** start of Given information **

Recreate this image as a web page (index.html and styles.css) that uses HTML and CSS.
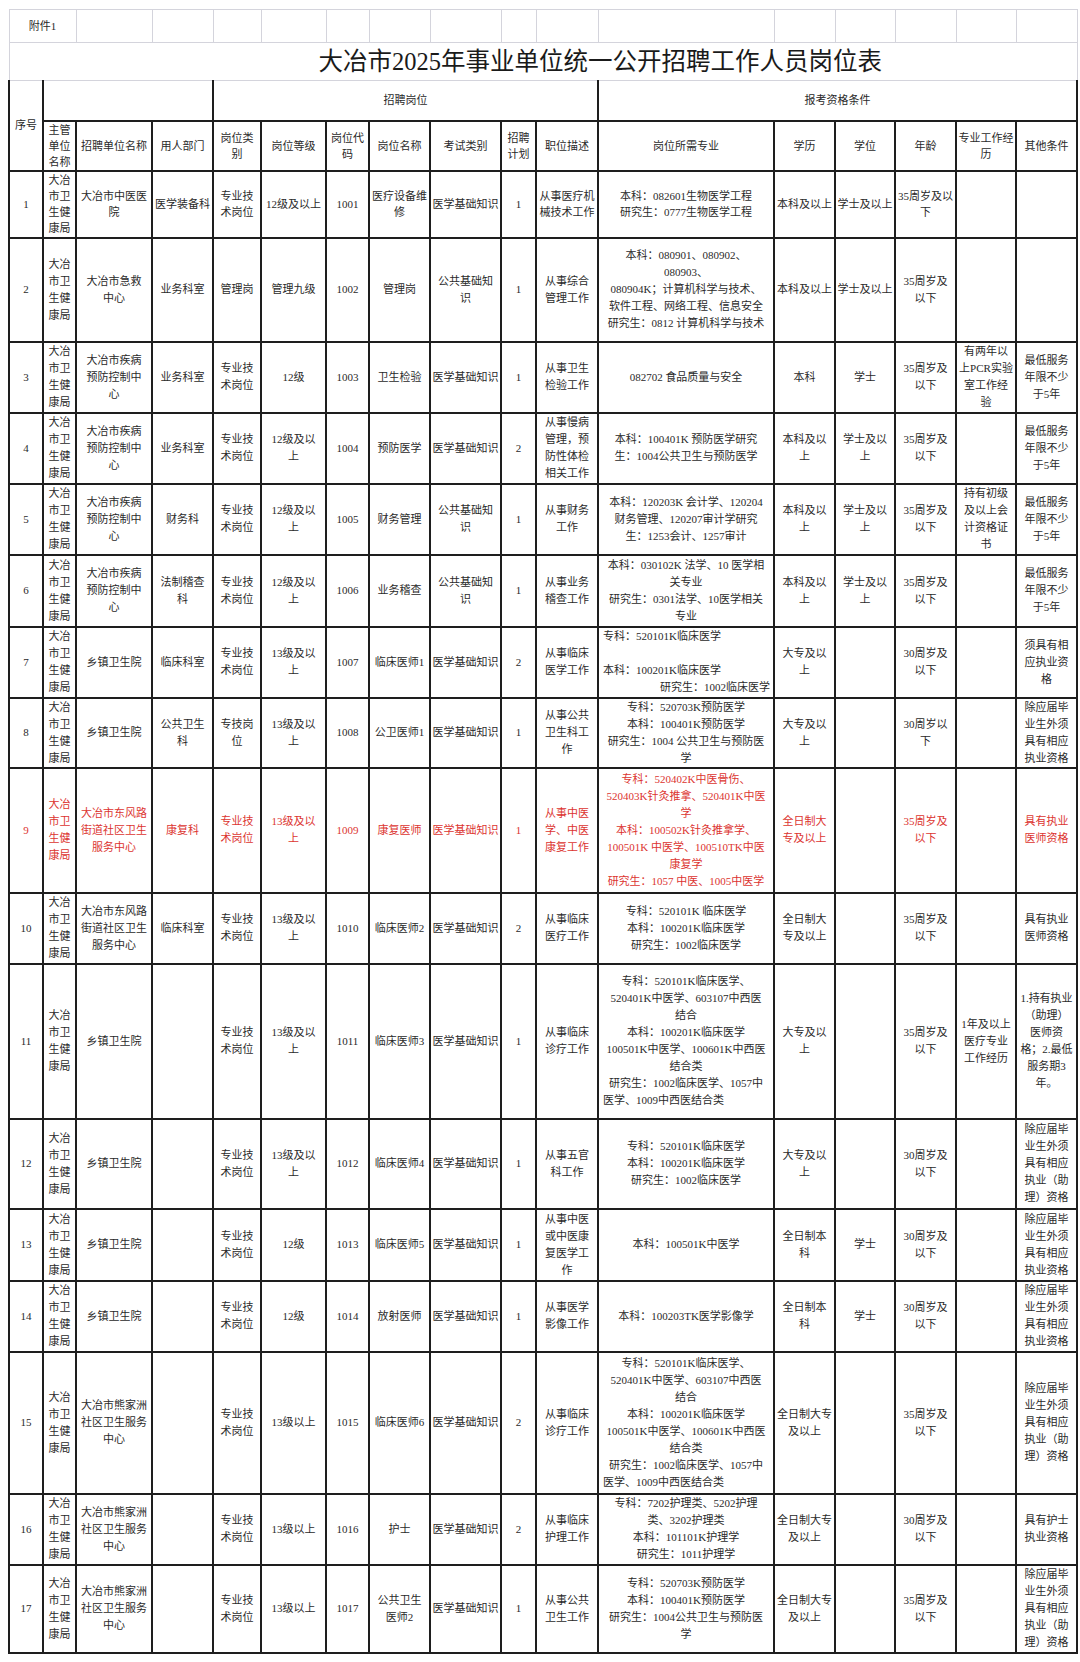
FILE: index.html
```html
<!DOCTYPE html>
<html lang="zh-CN">
<head>
<meta charset="utf-8">
<title>大冶市2025年事业单位统一公开招聘工作人员岗位表</title>
<link rel="stylesheet" href="styles.css">
</head>
<body>
<table class="sheet">
<colgroup>
<col class="w34"><col class="w33"><col class="w76"><col class="w61"><col class="w48"><col class="w65"><col class="w43"><col class="w61"><col class="w71"><col class="w35"><col class="w62"><col class="w176"><col class="w61"><col class="w60"><col class="w61"><col class="w60"><col class="w61">
</colgroup>
<tr class="grid h33"><td colspan="2">附件1</td><td></td><td></td><td></td><td></td><td></td><td></td><td></td><td></td><td></td><td></td><td></td><td></td><td></td><td></td><td></td></tr>
<tr class="grid h38"><td colspan="17" class="title">大冶市2025年事业单位统一公开招聘工作人员岗位表</td></tr>
<tr class="hd1 h40"><td rowspan="2">序号</td><td colspan="3"></td><td colspan="7">招聘岗位</td><td colspan="6">报考资格条件</td></tr>
<tr class="h50 tight"><td>主管<br>单位<br>名称</td><td>招聘单位名称</td><td>用人部门</td><td>岗位类<br>别</td><td>岗位等级</td><td>岗位代<br>码</td><td>岗位名称</td><td>考试类别</td><td>招聘<br>计划</td><td>职位描述</td><td>岗位所需专业</td><td>学历</td><td>学位</td><td>年龄</td><td>专业工作经<br>历</td><td>其他条件</td></tr>

<tr class="h67 tight"><td>1</td><td>大冶<br>市卫<br>生健<br>康局</td><td>大冶市中医医<br>院</td><td>医学装备科</td><td>专业技<br>术岗位</td><td>12级及以上</td><td>1001</td><td>医疗设备维<br>修</td><td>医学基础知识</td><td>1</td><td>从事医疗机<br>械技术工作</td><td>本科：082601生物医学工程<br>研究生：0777生物医学工程</td><td>本科及以上</td><td>学士及以上</td><td>35周岁及以<br>下</td><td></td><td></td></tr>

<tr class="h104"><td>2</td><td>大冶<br>市卫<br>生健<br>康局</td><td>大冶市急救<br>中心</td><td>业务科室</td><td>管理岗</td><td>管理九级</td><td>1002</td><td>管理岗</td><td>公共基础知<br>识</td><td>1</td><td>从事综合<br>管理工作</td><td>本科：080901、080902、<br>080903、<br>080904K；计算机科学与技术、<br>软件工程、网络工程、信息安全<br>研究生：0812 计算机科学与技术</td><td>本科及以上</td><td>学士及以上</td><td>35周岁及<br>以下</td><td></td><td></td></tr>

<tr class="h71"><td>3</td><td>大冶<br>市卫<br>生健<br>康局</td><td>大冶市疾病<br>预防控制中<br>心</td><td>业务科室</td><td>专业技<br>术岗位</td><td>12级</td><td>1003</td><td>卫生检验</td><td>医学基础知识</td><td>1</td><td>从事卫生<br>检验工作</td><td>082702 食品质量与安全</td><td>本科</td><td>学士</td><td>35周岁及<br>以下</td><td>有两年以<br>上PCR实验<br>室工作经<br>验</td><td>最低服务<br>年限不少<br>于5年</td></tr>

<tr class="h71"><td>4</td><td>大冶<br>市卫<br>生健<br>康局</td><td>大冶市疾病<br>预防控制中<br>心</td><td>业务科室</td><td>专业技<br>术岗位</td><td>12级及以<br>上</td><td>1004</td><td>预防医学</td><td>医学基础知识</td><td>2</td><td>从事慢病<br>管理，预<br>防性体检<br>相关工作</td><td>本科：100401K 预防医学研究<br>生：1004公共卫生与预防医学</td><td>本科及以<br>上</td><td>学士及以<br>上</td><td>35周岁及<br>以下</td><td></td><td>最低服务<br>年限不少<br>于5年</td></tr>

<tr class="h71"><td>5</td><td>大冶<br>市卫<br>生健<br>康局</td><td>大冶市疾病<br>预防控制中<br>心</td><td>财务科</td><td>专业技<br>术岗位</td><td>12级及以<br>上</td><td>1005</td><td>财务管理</td><td>公共基础知<br>识</td><td>1</td><td>从事财务<br>工作</td><td>本科：120203K 会计学、120204<br>财务管理、120207审计学研究<br>生：1253会计、1257审计</td><td>本科及以<br>上</td><td>学士及以<br>上</td><td>35周岁及<br>以下</td><td>持有初级<br>及以上会<br>计资格证<br>书</td><td>最低服务<br>年限不少<br>于5年</td></tr>

<tr class="h72"><td>6</td><td>大冶<br>市卫<br>生健<br>康局</td><td>大冶市疾病<br>预防控制中<br>心</td><td>法制稽查<br>科</td><td>专业技<br>术岗位</td><td>12级及以<br>上</td><td>1006</td><td>业务稽查</td><td>公共基础知<br>识</td><td>1</td><td>从事业务<br>稽查工作</td><td>本科：030102K 法学、10 医学相<br>关专业<br>研究生：0301法学、10医学相关<br>专业</td><td>本科及以<br>上</td><td>学士及以<br>上</td><td>35周岁及<br>以下</td><td></td><td>最低服务<br>年限不少<br>于5年</td></tr>

<tr class="h71"><td>7</td><td>大冶<br>市卫<br>生健<br>康局</td><td>乡镇卫生院</td><td>临床科室</td><td>专业技<br>术岗位</td><td>13级及以<br>上</td><td>1007</td><td>临床医师1</td><td>医学基础知识</td><td>2</td><td>从事临床<br>医学工作</td><td><span class="l">专科：520101K临床医学</span><span class="l">&nbsp;</span><span class="l">本科：100201K临床医学</span><span class="r">研究生：1002临床医学</span></td><td>大专及以<br>上</td><td></td><td>30周岁及<br>以下</td><td></td><td>须具有相<br>应执业资<br>格</td></tr>

<tr class="h70"><td>8</td><td>大冶<br>市卫<br>生健<br>康局</td><td>乡镇卫生院</td><td>公共卫生<br>科</td><td>专技岗<br>位</td><td>13级及以<br>上</td><td>1008</td><td>公卫医师1</td><td>医学基础知识</td><td>1</td><td>从事公共<br>卫生科工<br>作</td><td>专科：520703K预防医学<br>本科：100401K预防医学<br>研究生：1004 公共卫生与预防医<br>学</td><td>大专及以<br>上</td><td></td><td>30周岁以<br>下</td><td></td><td>除应届毕<br>业生外须<br>具有相应<br>执业资格</td></tr>

<tr class="h125 red"><td>9</td><td>大冶<br>市卫<br>生健<br>康局</td><td>大冶市东风路<br>街道社区卫生<br>服务中心</td><td>康复科</td><td>专业技<br>术岗位</td><td>13级及以<br>上</td><td>1009</td><td>康复医师</td><td>医学基础知识</td><td>1</td><td>从事中医<br>学、中医<br>康复工作</td><td>专科：520402K中医骨伤、<br>520403K针灸推拿、520401K中医<br>学<br>本科：100502K针灸推拿学、<br>100501K 中医学、100510TK中医<br>康复学<br>研究生：1057 中医、1005中医学</td><td>全日制大<br>专及以上</td><td></td><td>35周岁及<br>以下</td><td></td><td>具有执业<br>医师资格</td></tr>

<tr class="h71"><td>10</td><td>大冶<br>市卫<br>生健<br>康局</td><td>大冶市东风路<br>街道社区卫生<br>服务中心</td><td>临床科室</td><td>专业技<br>术岗位</td><td>13级及以<br>上</td><td>1010</td><td>临床医师2</td><td>医学基础知识</td><td>2</td><td>从事临床<br>医疗工作</td><td>专科：520101K 临床医学<br>本科：100201K临床医学<br>研究生：1002临床医学</td><td>全日制大<br>专及以上</td><td></td><td>35周岁及<br>以下</td><td></td><td>具有执业<br>医师资格</td></tr>

<tr class="h155"><td>11</td><td>大冶<br>市卫<br>生健<br>康局</td><td>乡镇卫生院</td><td></td><td>专业技<br>术岗位</td><td>13级及以<br>上</td><td>1011</td><td>临床医师3</td><td>医学基础知识</td><td>1</td><td>从事临床<br>诊疗工作</td><td>专科：520101K临床医学、<br>520401K中医学、603107中西医<br>结合<br>本科：100201K临床医学<br>100501K中医学、100601K中西医<br>结合类<br>研究生：1002临床医学、1057中<span class="l">医学、1009中西医结合类</span></td><td>大专及以<br>上</td><td></td><td>35周岁及<br>以下</td><td>1年及以上<br>医疗专业<br>工作经历</td><td>1.持有执业<br>（助理）<br>医师资<br>格；2.最低<br>服务期3<br>年。</td></tr>

<tr class="h90"><td>12</td><td>大冶<br>市卫<br>生健<br>康局</td><td>乡镇卫生院</td><td></td><td>专业技<br>术岗位</td><td>13级及以<br>上</td><td>1012</td><td>临床医师4</td><td>医学基础知识</td><td>1</td><td>从事五官<br>科工作</td><td>专科：520101K临床医学<br>本科：100201K临床医学<br>研究生：1002临床医学</td><td>大专及以<br>上</td><td></td><td>30周岁及<br>以下</td><td></td><td>除应届毕<br>业生外须<br>具有相应<br>执业（助<br>理）资格</td></tr>

<tr class="h72"><td>13</td><td>大冶<br>市卫<br>生健<br>康局</td><td>乡镇卫生院</td><td></td><td>专业技<br>术岗位</td><td>12级</td><td>1013</td><td>临床医师5</td><td>医学基础知识</td><td>1</td><td>从事中医<br>或中医康<br>复医学工<br>作</td><td>本科：100501K中医学</td><td>全日制本<br>科</td><td>学士</td><td>30周岁及<br>以下</td><td></td><td>除应届毕<br>业生外须<br>具有相应<br>执业资格</td></tr>

<tr class="h71"><td>14</td><td>大冶<br>市卫<br>生健<br>康局</td><td>乡镇卫生院</td><td></td><td>专业技<br>术岗位</td><td>12级</td><td>1014</td><td>放射医师</td><td>医学基础知识</td><td>1</td><td>从事医学<br>影像工作</td><td>本科：100203TK医学影像学</td><td>全日制本<br>科</td><td>学士</td><td>30周岁及<br>以下</td><td></td><td>除应届毕<br>业生外须<br>具有相应<br>执业资格</td></tr>

<tr class="h142"><td>15</td><td>大冶<br>市卫<br>生健<br>康局</td><td>大冶市熊家洲<br>社区卫生服务<br>中心</td><td></td><td>专业技<br>术岗位</td><td>13级以上</td><td>1015</td><td>临床医师6</td><td>医学基础知识</td><td>2</td><td>从事临床<br>诊疗工作</td><td>专科：520101K临床医学、<br>520401K中医学、603107中西医<br>结合<br>本科：100201K临床医学<br>100501K中医学、100601K中西医<br>结合类<br>研究生：1002临床医学、1057中<span class="l">医学、1009中西医结合类</span></td><td>全日制大专<br>及以上</td><td></td><td>35周岁及<br>以下</td><td></td><td>除应届毕<br>业生外须<br>具有相应<br>执业（助<br>理）资格</td></tr>

<tr class="h71"><td>16</td><td>大冶<br>市卫<br>生健<br>康局</td><td>大冶市熊家洲<br>社区卫生服务<br>中心</td><td></td><td>专业技<br>术岗位</td><td>13级以上</td><td>1016</td><td>护士</td><td>医学基础知识</td><td>2</td><td>从事临床<br>护理工作</td><td>专科：7202护理类、5202护理<br>类、3202护理类<br>本科：101101K护理学<br>研究生：1011护理学</td><td>全日制大专<br>及以上</td><td></td><td>30周岁及<br>以下</td><td></td><td>具有护士<br>执业资格</td></tr>

<tr class="h88"><td>17</td><td>大冶<br>市卫<br>生健<br>康局</td><td>大冶市熊家洲<br>社区卫生服务<br>中心</td><td></td><td>专业技<br>术岗位</td><td>13级以上</td><td>1017</td><td>公共卫生<br>医师2</td><td>医学基础知识</td><td>1</td><td>从事公共<br>卫生工作</td><td>专科：520703K预防医学<br>本科：100401K预防医学<br>研究生：1004公共卫生与预防医<br>学</td><td>全日制大专<br>及以上</td><td></td><td>35周岁及<br>以下</td><td></td><td>除应届毕<br>业生外须<br>具有相应<br>执业（助<br>理）资格</td></tr>
</table>
</body>
</html>
```

FILE: styles.css
```css
* { box-sizing: border-box; }
html, body { background: #ffffff; }
body {
  margin: 0;
  padding: 9px 0 0 8px;
  font-family: "Liberation Serif", "Noto Sans CJK SC", serif;
  color: #2a2a2a;
}
.sheet {
  border-collapse: collapse;
  table-layout: fixed;
  width: 1068px;
  font-size: 11px;
  line-height: 17px;
}
.sheet td {
  border: 2px solid #1e1e1e;
  padding: 0;
  text-align: center;
  vertical-align: middle;
  white-space: nowrap;
  overflow: hidden;
}
.sheet .tight td { line-height: 16px; }
.sheet .grid td { border: 1px solid #d4d4dc; }
.sheet .hd1 td { border-top: 1px solid #d4d4dc; }
.sheet .title {
  text-align: left;
  padding-left: 309px;
  font-size: 24.5px;
  line-height: 30px;
  color: #1a1a1a;
}
.sheet .red td { color: #dc3430; }
.l { display: block; text-align: left; padding-left: 4px; }
.r { display: block; text-align: right; padding-right: 3px; }

.w33 { width: 33px; }
.w34 { width: 34px; }
.w35 { width: 35px; }
.w43 { width: 43px; }
.w48 { width: 48px; }
.w60 { width: 60px; }
.w61 { width: 61px; }
.w62 { width: 62px; }
.w65 { width: 65px; }
.w71 { width: 71px; }
.w76 { width: 76px; }
.w176 { width: 176px; }

.h33 { height: 33px; }
.h38 { height: 38px; }
.h40 { height: 40px; }
.h50 { height: 50px; }
.h67 { height: 67px; }
.h70 { height: 70px; }
.h71 { height: 71px; }
.h72 { height: 72px; }
.h88 { height: 88px; }
.h90 { height: 90px; }
.h104 { height: 104px; }
.h125 { height: 125px; }
.h142 { height: 142px; }
.h155 { height: 155px; }
```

** end of Given information **

Goal:
Select every line above that contains the word "index", and copy it.

Full answer:
Recreate this image as a web page (index.html and styles.css) that uses HTML and CSS.
FILE: index.html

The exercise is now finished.